In the end, it was the strong position taken by the Congress high command that clinched the Congress seat for him. Once he got the Congress ticket, his transformation was complete and he became a professional politician with gusto. He dressed himself in the Congress uniform of white khadi, merged into the Congress mainstream and conducted himself as a traditional Congress candidate, including hugging babies and throwing garlands to the crowds.
He followed the directives of the local Congress leadership, even though he was aware of the murmurs of protest among them and went about charming the electorate. Not many knew who he was or what his achievements were, but even in the poorest localities, he was welcomed like a new messiah, untainted by corruption or nepotism.
He turned his lack of proficiency in Malayalam into an advantage by using a few words with electrifying effect. "If you elect me, I shall work for you wholeheartedly. I shall try and turn Thiruvanathapuram into a city of international standards," was his refrain. He did not have to say more and his transparency and sincerity of purpose won him an army of admirers, among them many young people, who were attracted by his pleasing personality.
The Left Front strategy was to discredit Shashi in every possible way rather than counter his message of change in Indian politics and his vision for his constituency and his country.
A former diplomat, currently a leftist commentator on international affairs, was brought in to hatch one theory after another to paint him as pro-US, pro-Israel and anti-Muslim. Shashi's writings over the years were dissected to demolish his image. A 700-word article about Israel, in which Shashi had argued that India could not emulate Israel in dealing with Pakistan, was shown as evidence of his love for Israel.
Of course, the article was not publicised, but its many interpretations were given by ministers and 'intellectuals.' At the same time, Shashi's admiration for M F Husain was projected as anti-Hindu.
Shashi was not shaken by any of these; he simply brought out the facts of his position without disowning what he wrote in the past. He had his record at the United Nations and his many articles on contemporary events to show his objectivity and convictions. His campaign team merely had to invite attention to those to prove the Left Front wrong.
Perhaps, Thiruvanathapuram was the only constituency in India where the nuclear deal and policy towards the US were made into election issues. I was amused that I had to debate foreign policy with a former colleague on a Thiruvanathapuram beach with bewildered fishermen watching us!
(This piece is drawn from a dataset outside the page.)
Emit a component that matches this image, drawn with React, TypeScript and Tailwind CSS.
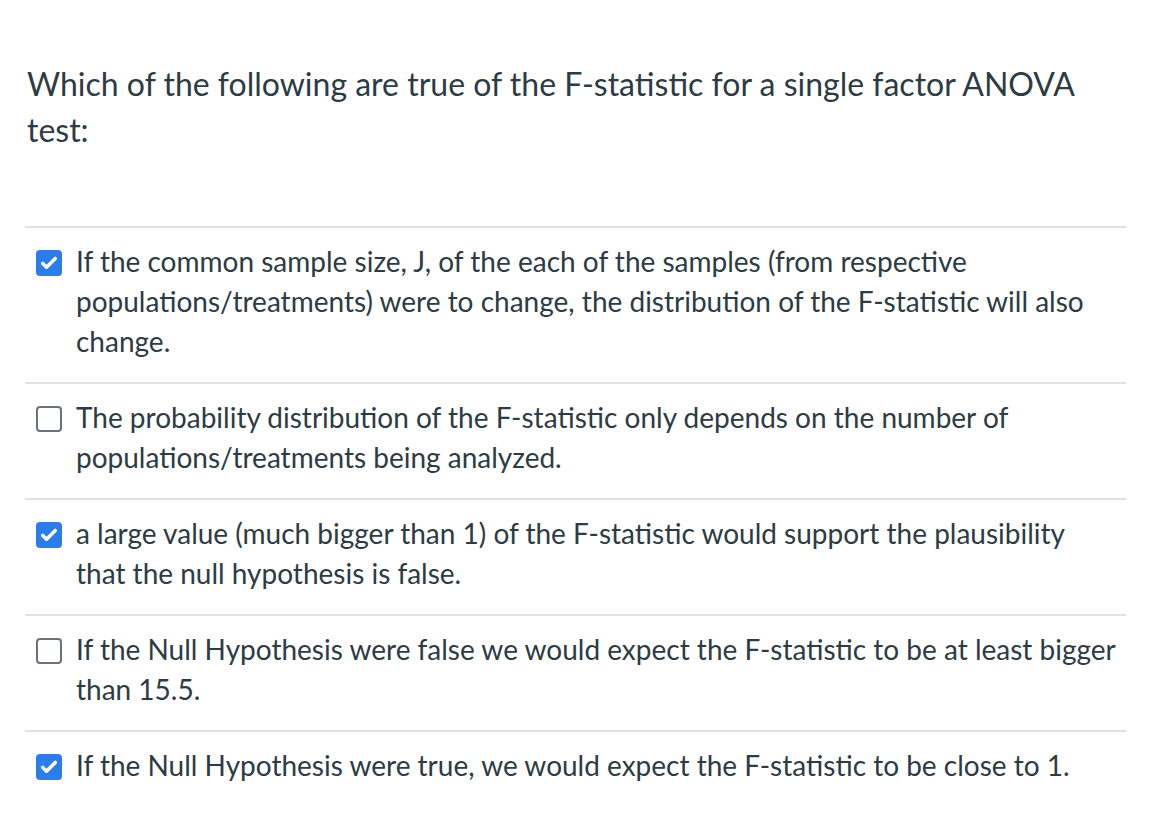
const options: { text: string; checked: boolean }[] = [
  {
    text: "If the common sample size, J, of the each of the samples (from respective populations/treatments) were to change, the distribution of the F-statistic will also change.",
    checked: true,
  },
  {
    text: "The probability distribution of the F-statistic only depends on the number of populations/treatments being analyzed.",
    checked: false,
  },
  {
    text: "a large value (much bigger than 1) of the F-statistic would support the plausibility that the null hypothesis is false.",
    checked: true,
  },
  {
    text: "If the Null Hypothesis were false we would expect the F-statistic to be at least bigger than 15.5.",
    checked: false,
  },
  {
    text: "If the Null Hypothesis were true, we would expect the F-statistic to be close to 1.",
    checked: true,
  },
];

function Checkbox({ checked }: { checked: boolean }) {
  if (checked) {
    return (
      <span className="flex h-[26px] w-[26px] shrink-0 items-center justify-center rounded-[4px] bg-[#2b7de9]">
        <svg width="20" height="20" viewBox="0 0 24 24" fill="none">
          <path d="M4.5 12.5l4.5 4.5L19.5 6.5" stroke="white" strokeWidth="4.2" strokeLinecap="round" strokeLinejoin="round" />
        </svg>
      </span>
    );
  }
  return <span className="block h-[26px] w-[26px] shrink-0 rounded-[4px] border-2 border-[#68737d] bg-white" />;
}

export default function App() {
  return (
    <div className="min-h-screen bg-white pt-[61px] pl-[25px] pr-[32px] text-[#2d3b45] [font-family:Lato,'Noto_Sans',sans-serif]">
      <p className="max-w-[1070px] pl-[2px] text-[32px] leading-[46px]">
        Which of the following are true of the F-statistic for a single factor ANOVA test:
      </p>
      <div className="mt-[73px]">
        {options.map((o, i) => (
          <div key={i} className="flex gap-[14px] border-t-2 border-[#dfe2e4] pl-[11px] pt-[13px] pb-[21px]">
            <div className="pt-[9px]">
              <Checkbox checked={o.checked} />
            </div>
            <p className="pr-[9px] text-[28px] leading-[40px]">{o.text}</p>
          </div>
        ))}
      </div>
    </div>
  );
}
Shashi, having declared his wealth, did not seek campaign contributions from the public and found the money for the campaign himself. This made a remarkable impression on the public mind and assured them that he will not serve the rich campaign contributors. He had his supporters around the globe, some of whom camped in Kerala to work quietly for him. They kept away from the party campaign, but worked away on their laptops through night and day to spread the word around in favour of Shashi Tharoor.
The NRI excitement over Shashi's candidature resulted in their relatives back home extending support to him. The cyber space was agog with campaign slogans. Facebook, Orkut, Twitter and other modern means of communications among young people must have helped him in various ways.
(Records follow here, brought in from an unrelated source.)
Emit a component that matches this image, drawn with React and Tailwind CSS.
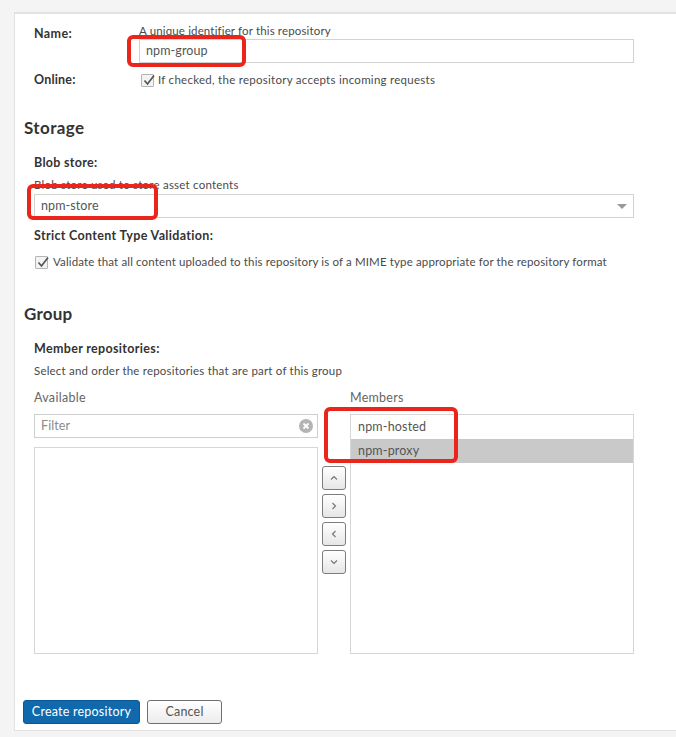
import React from "react";

function Check({ className }) {
  return (
    <span className={"relative block w-[13px] h-[13px] border border-[#b5b5b5] bg-[#f3f3f3] rounded-[1px] shrink-0 " + (className || "")}>
      <svg viewBox="0 0 14 14" className="absolute left-[0px] top-[-2px] w-[14px] h-[14px]" fill="none">
        <path d="M2.5 7.5 L5.5 11 L12 2.5" stroke="#555" strokeWidth="1.7" />
      </svg>
    </span>
  );
}

function Arrow({ d }) {
  return (
    <button className="w-6 h-6 border border-[#7d7d7d] rounded-[3px] bg-gradient-to-b from-white to-[#e6e6e6] flex items-center justify-center">
      <svg viewBox="0 0 10 10" className="w-[10px] h-[10px]" fill="none">
        <path d={d} stroke="#777" strokeWidth="1.2" />
      </svg>
    </button>
  );
}

function Red({ className }) {
  return <div className={"absolute border-[4px] border-[#e9251c] rounded-[6px] " + className} />;
}

export default function App() {
  return (
    <div className="relative w-[676px] h-[737px] overflow-hidden bg-[#f4f4f4] pt-[12px] pl-[14px] text-[#4a4a4a] text-[12px] font-['Lato','Liberation_Sans',sans-serif]">
      <div className="w-[662px] h-[719px] bg-white border-t-2 border-l border-b border-[#e2e2e2] pl-[19px] pr-[42px] flex flex-col">
        <div className="flex mt-[9px]">
          <div className="w-[105px] font-bold text-[12.5px] tracking-[0.4px] text-[#333] leading-[18px] pt-[2px]">Name:</div>
          <div className="flex-1">
            <div className="leading-[15px] pb-[1px] text-[11.5px] tracking-[0.15px]">A unique identifier for this repository</div>
            <div className="h-6 border border-[#d2d2d2] pl-[6px] pt-[1px] flex items-center text-[12.5px] tracking-[0.1px] text-[#555]">npm-group</div>
          </div>
        </div>
        <div className="flex mt-[8px] items-center h-[18px]">
          <div className="w-[107px] font-bold text-[12.5px] tracking-[0.2px] text-[#333]">Online:</div>
          <Check />
          <span className="ml-[4px] text-[11.5px] tracking-[0.27px]">If checked, the repository accepts incoming requests</span>
        </div>

        <h2 className="-ml-[10px] mt-[27px] text-[17px] tracking-[0.4px] leading-[24px] font-bold text-[#333]">Storage</h2>

        <div className="mt-[14px] font-bold text-[12.5px] tracking-[0.3px] text-[#333] leading-[18px]">Blob store:</div>
        <div className="mt-[5px] leading-[16px] text-[11.5px] tracking-[0.22px]">Blob store used to store asset contents</div>
        <div className="mt-[1px] h-6 border border-[#d2d2d2] pl-[6px] pr-[6px] pt-[1px] flex items-center justify-between text-[12.5px] tracking-[0.1px] text-[#555]">
          <span>npm-store</span>
          <span className="w-0 h-0 border-l-[5px] border-r-[5px] border-t-[5px] border-l-transparent border-r-transparent border-t-[#999]" />
        </div>
        <div className="mt-[9px] font-bold text-[12.5px] tracking-[0.33px] text-[#333] leading-[18px]">Strict Content Type Validation:</div>
        <div className="mt-[8px] flex items-center h-[18px] pl-[1px]">
          <Check />
          <span className="ml-[5px] text-[11.5px] tracking-[0.135px]">Validate that all content uploaded to this repository is of a MIME type appropriate for the repository format</span>
        </div>

        <h2 className="-ml-[10px] mt-[31px] text-[17px] tracking-[0.2px] leading-[24px] font-bold text-[#333]">Group</h2>

        <div className="mt-[14px] font-bold text-[12.5px] tracking-[0.33px] text-[#333] leading-[18px]">Member repositories:</div>
        <div className="mt-[5px] leading-[16px] text-[11.5px] tracking-[0.2px]">Select and order the repositories that are part of this group</div>

        <div className="mt-[10px] flex">
          <div className="w-[284px]">
            <div className="h-[18px] leading-[18px] text-[12.5px] tracking-[0.3px] text-[#666]">Available</div>
            <div className="mt-[7px] h-6 border border-[#cfcfcf] pl-[6px] pr-[4px] flex items-center justify-between text-[12.5px] tracking-[0.1px] text-[#8a8a8a]">
              <span className="pt-[1px]">Filter</span>
              <svg viewBox="0 0 14 14" className="w-[14px] h-[14px]">
                <circle cx="7" cy="7" r="7" fill="#b4b4b4" />
                <path d="M4.5 4.5 L9.5 9.5 M9.5 4.5 L4.5 9.5" stroke="#fff" strokeWidth="1.8" />
              </svg>
            </div>
            <div className="mt-[9px] h-[207px] border border-[#d6d6d6]" />
          </div>
          <div className="w-[32px] pl-[4px] pt-[77px] flex flex-col gap-1">
            <Arrow d="M2 6.5 L5 3.5 L8 6.5" />
            <Arrow d="M3.5 2 L6.5 5 L3.5 8" />
            <Arrow d="M6.5 2 L3.5 5 L6.5 8" />
            <Arrow d="M2 3.5 L5 6.5 L8 3.5" />
          </div>
          <div className="w-[284px]">
            <div className="h-[18px] leading-[18px] text-[12.5px] tracking-[0.25px] text-[#666]">Members</div>
            <div className="mt-[7px] h-[240px] border border-[#d6d6d6] text-[12.5px] tracking-[0.18px] text-[#555]">
              <div className="h-6 pl-[7px] flex items-center">npm-hosted</div>
              <div className="h-6 pl-[7px] flex items-center bg-[#c9c9c9]">npm-proxy</div>
            </div>
          </div>
        </div>

        <div className="-ml-[11px] mt-[46px] flex gap-[7px]">
          <button className="w-[117px] h-6 rounded-[3px] bg-[#0f69ac] border border-[#0b5a96] text-white text-[12.5px] tracking-[0.22px]">Create repository</button>
          <button className="w-[75px] h-6 rounded-[3px] border border-[#6f6f6f] bg-gradient-to-b from-white to-[#ececec] text-[#555] text-[12.5px] tracking-[0.2px]">Cancel</button>
        </div>
      </div>

      <Red className="left-[127px] top-[35px] w-[119px] h-[32px]" />
      <Red className="left-[27px] top-[184px] w-[131px] h-[36px]" />
      <Red className="left-[324px] top-[407px] w-[134px] h-[56px]" />
    </div>
  );
}
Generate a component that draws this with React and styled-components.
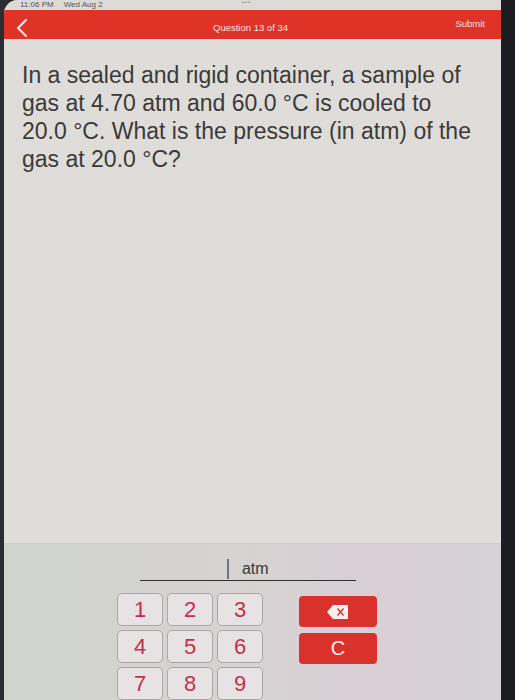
import styled, { createGlobalStyle } from 'styled-components'

const GlobalStyle = createGlobalStyle`
  html, body {
    margin: 0;
    padding: 0;
    background: #1b1d22;
  }
  body {
    font-family: 'Liberation Sans', Arial, sans-serif;
  }
`

const keys = ['1', '2', '3', '4', '5', '6', '7', '8', '9']

export default function App() {
  return (
    <>
      <GlobalStyle />
      <Device>
        <Screen>
          <StatusBar>
            <Clock>11:06 PM</Clock>
            <Clock>Wed Aug 2</Clock>
            <Dots>•••</Dots>
          </StatusBar>
          <Header>
            <BackButton>
              <svg width="12" height="20" viewBox="0 0 12 20">
                <path d="M10 2 L2 10 L10 18" fill="none" stroke="#fbe3e0" strokeWidth="2.2" strokeLinecap="round" strokeLinejoin="round" />
              </svg>
            </BackButton>
            <Title>Question 13 of 34</Title>
            <Submit>Submit</Submit>
          </Header>
          <QuestionArea>
            <QuestionText>
              In a sealed and rigid container, a sample of gas at 4.70&nbsp;atm and 60.0&nbsp;°C is cooled to 20.0&nbsp;°C.
              What is the pressure (in atm) of the gas at 20.0&nbsp;°C?
            </QuestionText>
          </QuestionArea>
          <AnswerPanel>
            <InputLine>
              <Cursor />
              <Unit>atm</Unit>
            </InputLine>
            <PadRow>
              <Keypad>
                {keys.map((k) => (
                  <Key key={k}>{k}</Key>
                ))}
              </Keypad>
              <Actions>
                <ActionButton>
                  <svg width="22" height="14" viewBox="0 0 22 14">
                    <path d="M6 0 H21 V14 H6 L0 7 Z" fill="#fbeeee" />
                    <path d="M10.5 3.5 L16.5 10.5 M16.5 3.5 L10.5 10.5" stroke="#d9322c" strokeWidth="1.4" />
                  </svg>
                </ActionButton>
                <ActionButton>C</ActionButton>
              </Actions>
            </PadRow>
          </AnswerPanel>
        </Screen>
        <Bezel />
      </Device>
    </>
  )
}

const Device = styled.div`
  display: flex;
  width: 515px;
  height: 700px;
  overflow: hidden;
  background: #2a2c30;
  padding-left: 4px;
  box-sizing: border-box;
`

const Screen = styled.div`
  flex: 1;
  display: flex;
  flex-direction: column;
  background: #dfddd9;
  border-top-left-radius: 14px;
  overflow: hidden;
`

const Bezel = styled.div`
  width: 14px;
  background: #1b1d22;
`

const StatusBar = styled.div`
  height: 10px;
  display: flex;
  align-items: center;
  gap: 10px;
  padding-left: 16px;
  background: #dcdbd8;
  position: relative;
`

const Clock = styled.span`
  font-size: 8px;
  color: #555;
  line-height: 10px;
`

const Dots = styled.span`
  position: absolute;
  left: 238px;
  top: -1px;
  font-size: 6px;
  color: #888;
  letter-spacing: 1px;
`

const Header = styled.div`
  height: 29px;
  display: grid;
  grid-template-columns: 1fr auto 1fr;
  align-items: center;
  background: #df3328;
  padding: 0 16px 0 12px;
`

const BackButton = styled.div`
  display: flex;
  align-items: center;
  padding-top: 6px;
`

const Title = styled.div`
  color: #fbe3e0;
  font-size: 9.5px;
  padding-top: 5px;
`

const Submit = styled.div`
  justify-self: end;
  color: #fbe3e0;
  font-size: 9.5px;
  padding-bottom: 3px;
`

const QuestionArea = styled.div`
  flex: 1;
  padding: 22px 0 0 18px;
`

const QuestionText = styled.p`
  margin: 0;
  width: 466px;
  font-size: 23px;
  line-height: 28px;
  color: #3b3a39;
`

const AnswerPanel = styled.div`
  height: 157px;
  background: linear-gradient(90deg, #d0d4ce 0%, #d6d3d2 45%, #d9cfd5 75%, #d6d2d8 100%);
  border-top: 1px solid #cfcdc9;
  display: flex;
  flex-direction: column;
  align-items: center;
  padding-top: 14px;
  box-sizing: border-box;
`

const InputLine = styled.div`
  width: 216px;
  height: 26px;
  border-bottom: 1.5px solid #2f2f2f;
  display: flex;
  align-items: center;
  justify-content: center;
  gap: 13px;
  margin-right: 9px;
`

const Cursor = styled.div`
  width: 1.5px;
  height: 20px;
  background: #6d7686;
`

const Unit = styled.span`
  font-size: 16px;
  color: #3a3a3a;
`

const PadRow = styled.div`
  display: flex;
  gap: 36px;
  margin-top: 12px;
  margin-right: 11px;
`

const Keypad = styled.div`
  display: grid;
  grid-template-columns: repeat(3, 46px);
  grid-auto-rows: 33px;
  gap: 4px;
`

const Key = styled.div`
  display: flex;
  align-items: center;
  justify-content: center;
  background: #e7e3e4;
  border: 1px solid #a9a8a6;
  border-radius: 5px;
  color: #c2304b;
  font-size: 22px;
`

const Actions = styled.div`
  display: flex;
  flex-direction: column;
  gap: 6px;
  padding-top: 3px;
`

const ActionButton = styled.div`
  width: 78px;
  height: 31px;
  display: flex;
  align-items: center;
  justify-content: center;
  background: #d9322c;
  border-radius: 4px;
  color: #fbeeee;
  font-size: 20px;
`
Shashi Tharoor and the Congress party coming together was a recipe for success. If Shashi had chosen to contest on his own on the basis of his personal accomplishments, he could have presented an agenda for change and made a splash, but like some of the other Independent stars, he would have made a point, but not gone any further.
But once he made the necessary changes in his perspectives to come to terms with the Congress ideology, the way was clear for him to claim victory. In the ultimate analysis, he can take the credit for taking the right decisions at the right moments in the last few months.
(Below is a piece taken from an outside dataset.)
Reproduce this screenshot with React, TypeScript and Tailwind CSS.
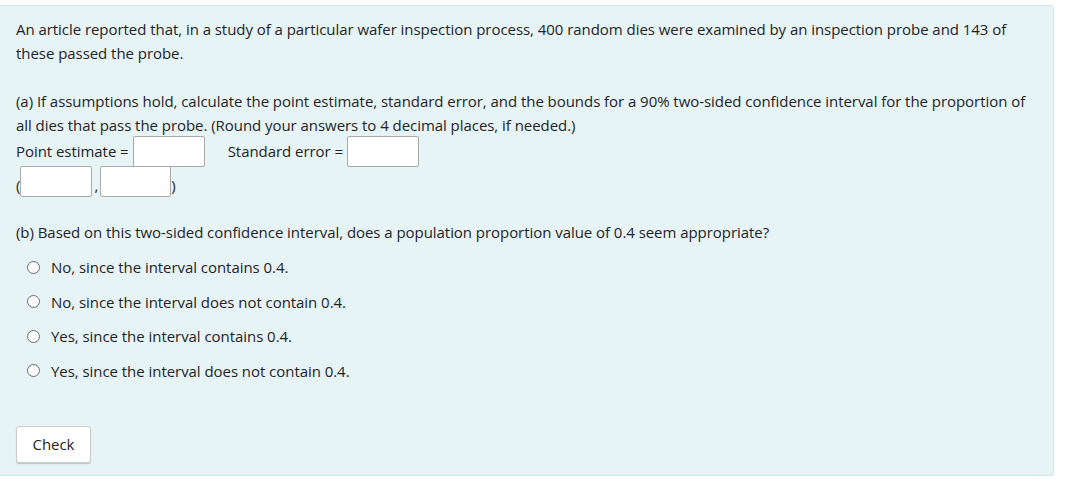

No one has played a more decisive role in his victory than himself.
In giving a massive mandate to Shashi, Thiruvanathapuram has not only elected a Member of Parliament, but also a minister. There is a clear expectation that his talents in foreign affairs and his contacts around the globe will be put to productive use by the prime minister.
The fact that the Congress will not have too many pressures on Cabinet formation in the present scenario has raised these hopes further. But whether this happens or not, Shashi is sure to make an impact in New Delhi.
Shashi did not overplay the 'change' card as Barrack Obama did, because he was seeking to get elected on the ticket of the grand old party of India. But he does represent the urge for change -- change from an old generation to the new, from corruption to cleanliness in politics and from inefficiency to effective action.
He has already created history; he should now proceed to prove that change is possible.